Before pivotal hearings that begin Monday, Duke Energy has made a few small concessions to its plans for a giant fossil fuel buildout in North Carolina, winning over the once-skeptical state-sanctioned ratepayer advocate.

Duke’s proposed settlement with Public Staff and Walmart needs approval from the state’s Utilities Commission to take effect. It comes as dozens of experts plan to appear before the panel to debate the company’s biennial carbon plan, including its controversial bid to invest in 9 new gigawatts of natural gas plants and punt on a key state climate deadline.

The agreement still shows Duke determined to construct five large combined-cycle gas plants in the coming decade, but only three would get a preliminary blessing for now. Public Staff earlier had wanted only one such plant to be considered “reasonable for planning purposes.”

While state law requires Duke to cut its carbon emissions 70% by 2030, in line with scientists’ recommendations for avoiding catastrophic global warming, the agreement stipulates that a pollution cut of that magnitude by decade’s end is “unachievable and presents unacceptable risks to the reliability of the grid.” 

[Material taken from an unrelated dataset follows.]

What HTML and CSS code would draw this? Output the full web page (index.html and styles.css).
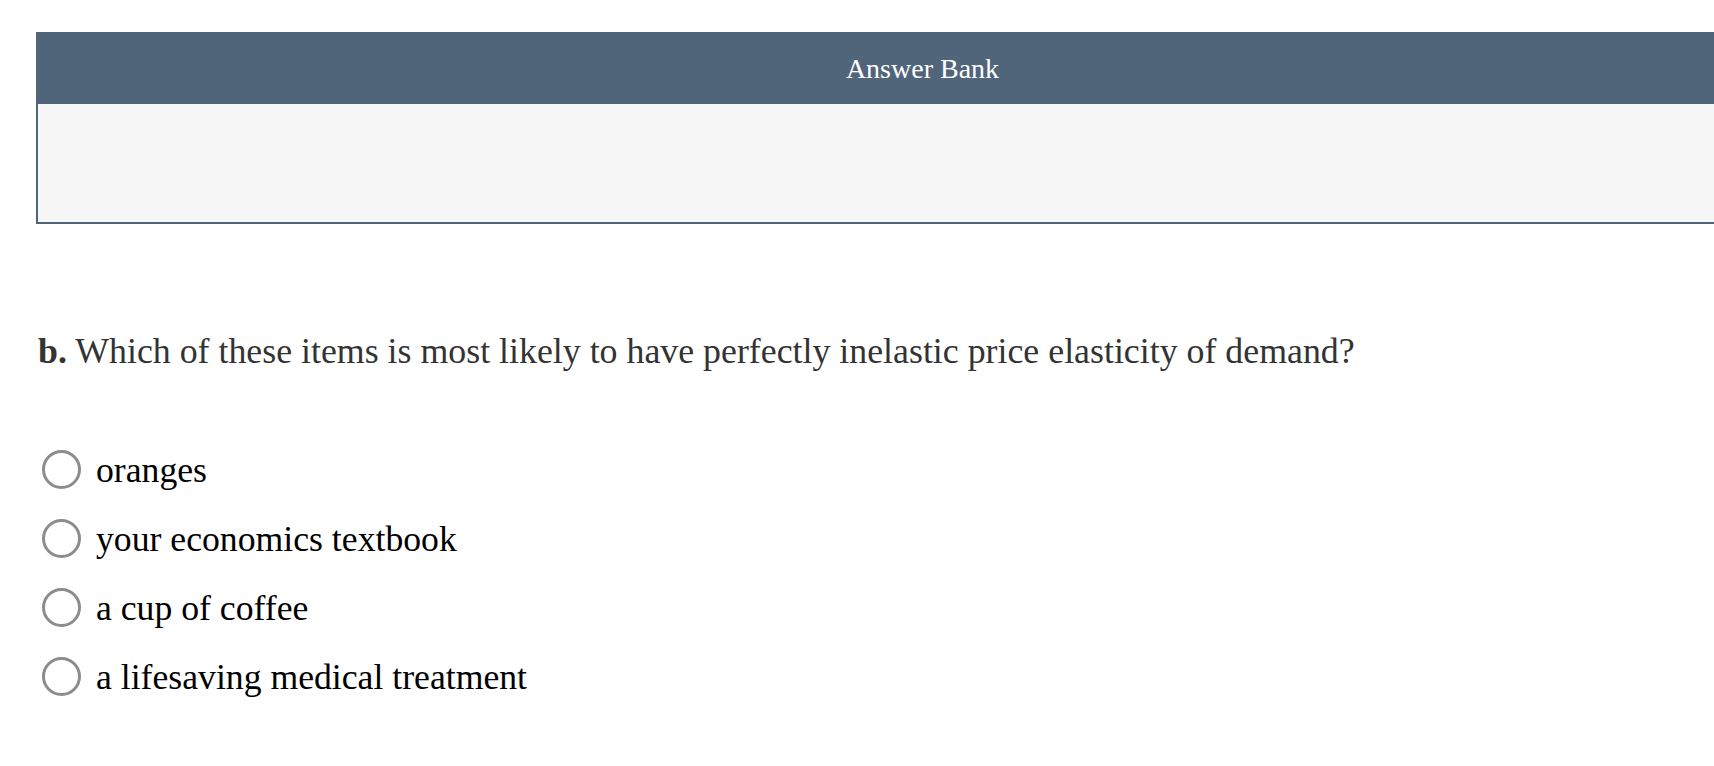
FILE: index.html
```html
<!DOCTYPE html>
<html lang="en">
  <head>
    <meta charset="UTF-8" />
    <meta name="viewport" content="width=device-width, initial-scale=1.0" />
    <title>Answer Bank</title>
    <link rel="stylesheet" href="styles.css">
  </head>
  <body>
    <div class="page">
      <div class="answer-bank">
        <div class="answer-bank-header">Answer Bank</div>
        <div class="answer-bank-body"></div>
      </div>

      <div class="question">
        <p class="question-text">
          <strong>b.</strong> Which of these items is most likely to have perfectly inelastic price elasticity of demand?
        </p>
        <div class="choices">
          <label class="choice">
            <input type="radio" name="q-b" />
            <span>oranges</span>
          </label>
          <label class="choice">
            <input type="radio" name="q-b" />
            <span>your economics textbook</span>
          </label>
          <label class="choice">
            <input type="radio" name="q-b" />
            <span>a cup of coffee</span>
          </label>
          <label class="choice">
            <input type="radio" name="q-b" />
            <span>a lifesaving medical treatment</span>
          </label>
        </div>
      </div>
    </div>
  </body>
</html>
```

FILE: styles.css
```css
body {
  margin: 0;
  overflow: hidden;
  background-color: white;
  font-family: "Liberation Serif", "Times New Roman", serif;
}
.page {
  padding: 32px 0 0 36px;
}

.answer-bank {
  width: 1773px;
  border: 2px solid #506579;
  border-top: none;
  box-sizing: border-box;
}
.answer-bank-header {
  height: 72px;
  margin-left: -2px;
  margin-right: -2px;
  padding-top: 2px;
  box-sizing: border-box;
  background-color: #506579;
  color: white;
  font-size: 28px;
  line-height: 70px;
  text-align: center;
}
.answer-bank-body {
  height: 118px;
  background-color: #f7f7f7;
}

.question {
  margin-top: 106px;
}
.question-text {
  margin: 0;
  padding-left: 2px;
  font-size: 35.85px;
  color: #333;
}
.choices {
  margin-top: 77px;
  display: flex;
  flex-direction: column;
  gap: 28px;
}
.choice {
  display: flex;
  align-items: center;
  gap: 15px;
  height: 41px;
  font-size: 35.7px;
  color: black;
  cursor: pointer;
}
.choice input {
  appearance: none;
  -webkit-appearance: none;
  margin: 0 0 0 6px;
  width: 39px;
  height: 39px;
  border: 3.5px solid #8c8c8c;
  border-radius: 50%;
  box-sizing: border-box;
  background-color: white;
  cursor: pointer;
}
.choice input:checked {
  background: radial-gradient(#506579 40%, white 45%);
}
```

Duke also agrees to study the $250 billion Energy Infrastructure Reinvestment Program it had earlier eschewed, though the settlement’s wording seems to reject what experts say is the program’s best use: financing up to 80% of new clean energy projects and remaining debt on retiring coal units with government loans. 

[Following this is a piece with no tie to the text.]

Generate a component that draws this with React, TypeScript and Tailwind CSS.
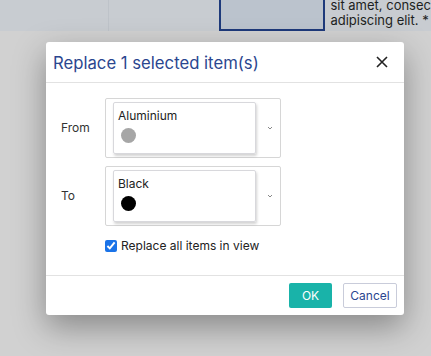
import React from "react";

const ColorSelect = ({ name, swatch }: { name: string; swatch: string }) => (
    <div className="flex items-center w-[176px] h-[60px] border border-[#d6d6d6] rounded-[2px] bg-white">
        <div className="ml-[7px] w-[143px] h-[52px] border border-[#d8d8dc] rounded-[2px] shadow-[1px_2px_3px_rgba(0,0,0,0.18)] px-[4px] pt-[6px]">
            <div className="text-[12px] leading-[14px] text-[#222]">{name}</div>
            <div className="mt-[5px] ml-[3px] w-[15px] h-[15px] rounded-full" style={{ backgroundColor: swatch }} />
        </div>
        <svg width="8" height="6" viewBox="0 0 8 6" className="ml-[10px]">
            <path d="M2 2 L4 4 L6 2" fill="none" stroke="#888" strokeWidth="1" />
        </svg>
    </div>
);

export default function App() {
    return (
        <div className="relative w-[431px] h-[356px] overflow-hidden bg-[#d1d1d1] font-['Inter',sans-serif]">
            {/* dimmed page behind the modal */}
            <div className="flex h-[31px] bg-[#c8ccd1]">
                <div className="w-[113px] border-r border-[#bec3c9]" />
                <div className="w-[113px]" />
                <div className="w-[110px] h-[31px] border-2 border-t-0 border-[#1e3a7b] bg-[#bbc3cd]" />
                <div className="pl-[5px] text-[13px] leading-[15px] text-[#1d1f22] whitespace-nowrap -mt-[2px]">
                    sit amet, consec
                    <br />
                    adipiscing elit. *
                </div>
            </div>

            <div className="absolute left-[46px] top-[42px] w-[358px] bg-white rounded-[3px] shadow-[0_12px_32px_rgba(0,0,0,0.35)]">
                <div className="flex items-center justify-between h-[41px] pl-[7px] pr-[16px] border-b border-[#e2e2e2]">
                    <h2 className="text-[16.7px] text-[#2a468f] pt-[3px]">Replace 1 selected item(s)</h2>
                    <svg width="12" height="12" viewBox="0 0 12 12">
                        <path d="M1 1 L11 11 M11 1 L1 11" stroke="#222" strokeWidth="1.6" />
                    </svg>
                </div>

                <div className="pt-[15px] pb-[22px] px-[15px] border-b border-[#e2e2e2]">
                    <div className="flex items-center">
                        <div className="w-[44px] text-[12px] text-[#333]">From</div>
                        <ColorSelect name="Aluminium" swatch="#a6a6a6" />
                    </div>
                    <div className="flex items-center mt-[8px]">
                        <div className="w-[44px] text-[12px] text-[#333]">To</div>
                        <ColorSelect name="Black" swatch="#000" />
                    </div>
                    <label className="flex items-center gap-[4px] ml-[44px] mt-[13px] text-[12px] leading-[14px] text-[#222]">
                        <input type="checkbox" defaultChecked className="w-[12px] h-[12px] m-0 accent-[#1a73e8]" />
                        Replace all items in view
                    </label>
                </div>

                <div className="flex justify-end gap-[11px] pt-[7px] pb-[7px] pr-[7px]">
                    <button className="w-[43px] h-[25px] rounded-[2px] bg-[#19b3a9] text-white text-[12px]">OK</button>
                    <button className="w-[54px] h-[25px] rounded-[2px] border border-[#c9ccda] bg-white text-[#2a468f] text-[12px]">Cancel</button>
                </div>
            </div>
        </div>
    );
}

Apart from a few other changes around the edges, the settlement is aligned with the plan Duke filed in January. And while the deal means the utility and Public Staff won’t spend time debating each other next week in Raleigh, clean energy groups and other intervenors still have plenty to litigate.

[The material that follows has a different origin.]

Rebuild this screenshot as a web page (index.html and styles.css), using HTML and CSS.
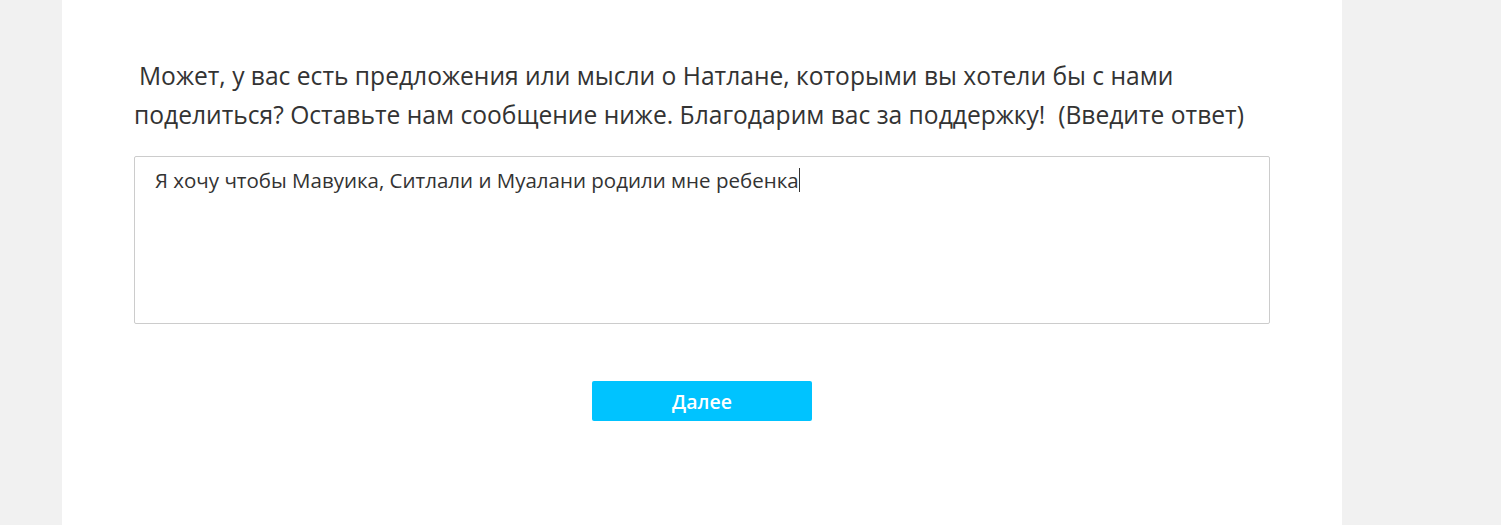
FILE: index.html
```html
<!DOCTYPE html>
<html lang="ru">
<head>
<meta charset="utf-8">
<title>Опрос</title>
<link rel="stylesheet" href="styles.css">
</head>
<body>
<main class="page">
  <section class="question">
    <p class="question-title">Может, у вас есть предложения или мысли о Натлане, которыми вы хотели бы с нами поделиться? Оставьте нам сообщение ниже. Благодарим вас за поддержку!&nbsp; (Введите ответ)</p>
    <div class="answer"><span class="answer-text">Я хочу чтобы Мавуика, Ситлали и Муалани родили мне ребенка</span><span class="caret"></span></div>
  </section>
  <div class="actions">
    <button class="next" type="button">Далее</button>
  </div>
</main>
</body>
</html>
```
FILE: styles.css
```css
html, body {
  margin: 0;
  padding: 0;
}
body {
  background: #f1f1f1;
  font-family: "Open Sans", "Noto Sans", sans-serif;
  color: #333;
}
.page {
  width: 1280px;
  margin-left: 62px;
  min-height: 525px;
  background: #fff;
  box-sizing: border-box;
  padding: 56px 72px 0;
}
.question-title {
  margin: 0;
  font-size: 24.6px;
  line-height: 39px;
  text-indent: 5px;
  color: #333;
}
.answer {
  margin-top: 22px;
  height: 168px;
  box-sizing: border-box;
  border: 1px solid #ccc;
  border-radius: 2px;
  padding: 9px 20px;
  font-size: 20.5px;
  line-height: 28px;
  color: #333;
  display: flex;
  align-items: flex-start;
}
.caret {
  display: inline-block;
  width: 1px;
  height: 24px;
  margin-top: 2px;
  background: #333;
}
.actions {
  display: flex;
  justify-content: center;
  padding-top: 57px;
}
.next {
  width: 220px;
  height: 40px;
  border: none;
  border-radius: 2px;
  background: #00c3ff;
  color: #fff;
  font-family: "Open Sans", "Noto Sans", sans-serif;
  font-size: 19.5px;
  font-weight: 600;
  padding: 0;
}
```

‘A risk of stranded investments?’

Perhaps most notable, critics say the January blueprint, combined with Duke’s spirited defense of it in hundreds of pages of testimony filed July 1, runs headlong into a new federal rule on coal and gas plants finalized in April.

In effect, the rule forces any new large gas plants to run no more than 40% of the time beginning in 2032. Public Staff, the office of the Attorney General and clean energy groups had urged Duke to reconsider its plan in light of the new regulation, perhaps by replacing some or all of the planned gas with renewables or rolling out new initiatives to reduce electric demand.

Duke is suing to try to overturn the new rule, which is now final. But the company avowed that if the regulation remains, its only option was still to build five new, combined-cycle turbines, even if they only ran at half their potential capacity. 

Having placed manual constraints on renewables and battery storage in its computer forecasting program, Duke said in its testimony, “the model is not able to shift this ‘lost’ gas generation to renewable resources.” 

Instead, the company asserted it would have to generate more power from its existing gas and coal plants, causing 4 more million tons of carbon pollution in the year 2035, a “likely delay” in 70% pollution cuts to 2036 or later, “and an increase in the total system cost of more than $600 million.”

In its July 1 filing, Duke also brushed aside doubt from Public Staff and clean energy groups that its new gas plants could ultimately run on emissions-free hydrogen fuel, which is not yet commercially viable and many experts say may never be practical.

“Several parties incorrectly assume that the addition of new gas resources will subject customers to the risk of stranded investments,” the company wrote in its testimony, “but fail to consider the critical value of these resources over the planning horizon and lack detailed analysis regarding how such a risk would actually materialize three decades from now.”

‘A desperate attempt’

The question of timing also still looms large. Though approval of the settlement would foreclose a 2030 compliance date, clean energy advocates still hold out hope that Duke will make deep pollution cuts consistent with climate science and not delay them until late in the next decade.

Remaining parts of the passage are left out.